## YOUR OBJECTIVE
Sort through the data and copy the lines holding the word "React".

==========

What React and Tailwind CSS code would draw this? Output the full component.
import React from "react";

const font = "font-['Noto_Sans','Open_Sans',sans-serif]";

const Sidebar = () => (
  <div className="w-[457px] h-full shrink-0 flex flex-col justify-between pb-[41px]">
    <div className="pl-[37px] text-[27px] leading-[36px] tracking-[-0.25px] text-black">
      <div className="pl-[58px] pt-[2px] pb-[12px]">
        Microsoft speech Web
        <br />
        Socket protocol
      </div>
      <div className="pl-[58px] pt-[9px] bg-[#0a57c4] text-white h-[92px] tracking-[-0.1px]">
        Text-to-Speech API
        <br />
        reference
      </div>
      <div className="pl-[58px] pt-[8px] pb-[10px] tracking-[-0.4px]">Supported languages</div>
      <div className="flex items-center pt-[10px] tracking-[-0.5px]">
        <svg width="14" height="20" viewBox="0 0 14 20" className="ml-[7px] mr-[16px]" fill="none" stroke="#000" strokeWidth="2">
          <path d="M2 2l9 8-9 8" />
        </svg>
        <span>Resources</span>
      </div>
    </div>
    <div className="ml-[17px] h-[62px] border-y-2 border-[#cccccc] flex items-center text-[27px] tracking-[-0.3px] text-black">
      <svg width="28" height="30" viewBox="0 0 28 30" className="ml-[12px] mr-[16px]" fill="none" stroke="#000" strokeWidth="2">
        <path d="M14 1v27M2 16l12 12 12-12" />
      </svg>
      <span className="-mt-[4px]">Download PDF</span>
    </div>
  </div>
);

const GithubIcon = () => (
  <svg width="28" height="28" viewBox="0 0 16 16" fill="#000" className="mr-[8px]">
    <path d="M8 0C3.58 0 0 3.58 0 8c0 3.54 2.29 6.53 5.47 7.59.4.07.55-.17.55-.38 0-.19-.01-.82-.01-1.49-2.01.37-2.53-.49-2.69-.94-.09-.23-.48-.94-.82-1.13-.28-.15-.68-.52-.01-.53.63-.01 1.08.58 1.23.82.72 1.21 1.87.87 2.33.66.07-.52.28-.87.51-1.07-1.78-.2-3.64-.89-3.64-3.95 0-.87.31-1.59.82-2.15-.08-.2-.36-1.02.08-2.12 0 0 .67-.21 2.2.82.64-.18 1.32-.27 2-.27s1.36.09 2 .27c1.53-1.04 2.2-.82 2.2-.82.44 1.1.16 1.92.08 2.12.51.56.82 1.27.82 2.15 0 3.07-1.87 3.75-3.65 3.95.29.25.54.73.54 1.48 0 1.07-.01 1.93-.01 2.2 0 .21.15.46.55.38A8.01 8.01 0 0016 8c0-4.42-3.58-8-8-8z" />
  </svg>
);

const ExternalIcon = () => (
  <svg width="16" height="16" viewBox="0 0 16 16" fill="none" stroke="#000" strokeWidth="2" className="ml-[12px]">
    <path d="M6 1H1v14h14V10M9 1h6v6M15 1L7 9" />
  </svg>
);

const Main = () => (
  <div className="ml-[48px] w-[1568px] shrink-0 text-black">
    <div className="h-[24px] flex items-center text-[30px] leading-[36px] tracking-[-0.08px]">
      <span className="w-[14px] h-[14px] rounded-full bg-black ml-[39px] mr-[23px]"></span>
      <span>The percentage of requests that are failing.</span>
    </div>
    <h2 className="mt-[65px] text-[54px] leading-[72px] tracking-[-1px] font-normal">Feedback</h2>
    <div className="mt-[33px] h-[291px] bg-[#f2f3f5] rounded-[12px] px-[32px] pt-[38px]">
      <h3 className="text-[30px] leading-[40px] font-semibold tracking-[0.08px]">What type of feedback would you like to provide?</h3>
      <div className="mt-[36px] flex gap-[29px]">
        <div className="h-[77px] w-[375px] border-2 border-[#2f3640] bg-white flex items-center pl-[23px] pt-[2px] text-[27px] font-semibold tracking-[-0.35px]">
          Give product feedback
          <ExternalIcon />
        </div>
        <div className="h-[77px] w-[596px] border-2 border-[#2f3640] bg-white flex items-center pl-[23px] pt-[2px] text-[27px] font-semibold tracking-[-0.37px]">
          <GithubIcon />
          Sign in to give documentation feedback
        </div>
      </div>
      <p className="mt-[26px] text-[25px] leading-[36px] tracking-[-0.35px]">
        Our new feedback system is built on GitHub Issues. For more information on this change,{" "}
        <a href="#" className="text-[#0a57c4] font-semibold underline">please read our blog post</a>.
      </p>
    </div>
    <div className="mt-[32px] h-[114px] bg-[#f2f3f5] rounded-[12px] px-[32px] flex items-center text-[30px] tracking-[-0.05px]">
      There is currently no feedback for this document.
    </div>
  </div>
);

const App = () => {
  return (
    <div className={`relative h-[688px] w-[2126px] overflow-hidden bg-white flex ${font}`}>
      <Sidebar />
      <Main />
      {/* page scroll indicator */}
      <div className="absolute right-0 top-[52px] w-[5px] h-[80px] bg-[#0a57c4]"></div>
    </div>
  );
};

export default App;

==========

## COMPLETE ANSWER
What React and Tailwind CSS code would draw this? Output the full component.
import React from "react";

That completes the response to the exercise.